Piracy on the High Seas


We recently have learned a few things about pirates in the Atlantic Ocean – yes that’s right, the Atlantic.  

Apparently, piracy is big business off the West coast of Africa, as cargo ships with refined petroleum pass through these waters.  Several African countries on the West coast are rich in oil, and ship it through the Gulf of Guinea.  

Highly organized pirates board these ships, which often have small crews (therefore easy to control).  The pirates use weapons to force the crew to stop the ship (or, if the ship is already anchored, to turn over control).  Then, the ship turns into an illegal bunkering stop  – other ships can obtain the fuel from the pirates for a price much lower than obtaining it legally at a port.   Once the fuel vessel is empty, the pirates move on to the next fuel vessel and repeat the process.  

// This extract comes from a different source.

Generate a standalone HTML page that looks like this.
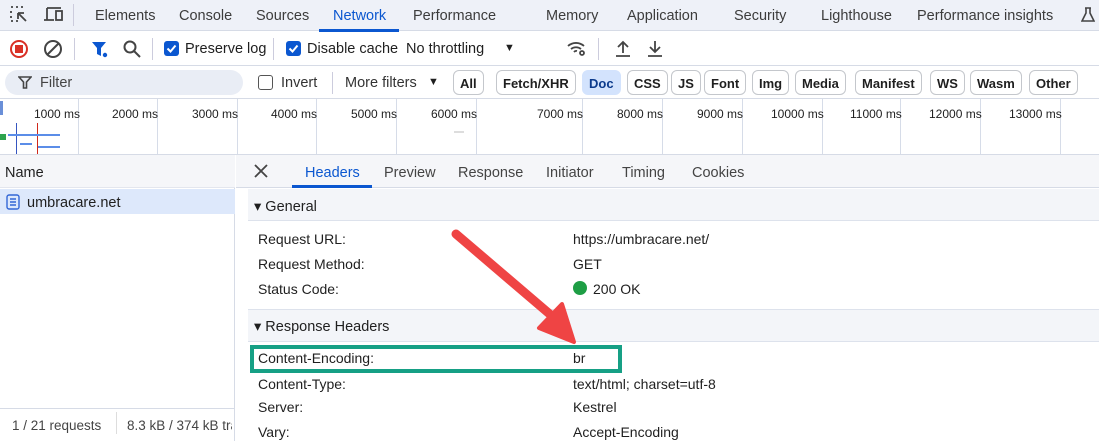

In the past, when fuel prices on the legal market dropped, the pirates would ransom crew members instead of selling fuel, as it was more profitable to collect ransom. 

Government corruption appears to be heavily involved in this petro-piracy, either through government action/inaction in conjunction with the pirates, or through corruption in general.  In this latter instance, the pirates take matters into their own hands to grab “their share” of the wealth.  

An excellent article from March 2022 on this issue can be found at:


As oil production around the world changes in the future, petro-piracy is an issue about which we may hear more.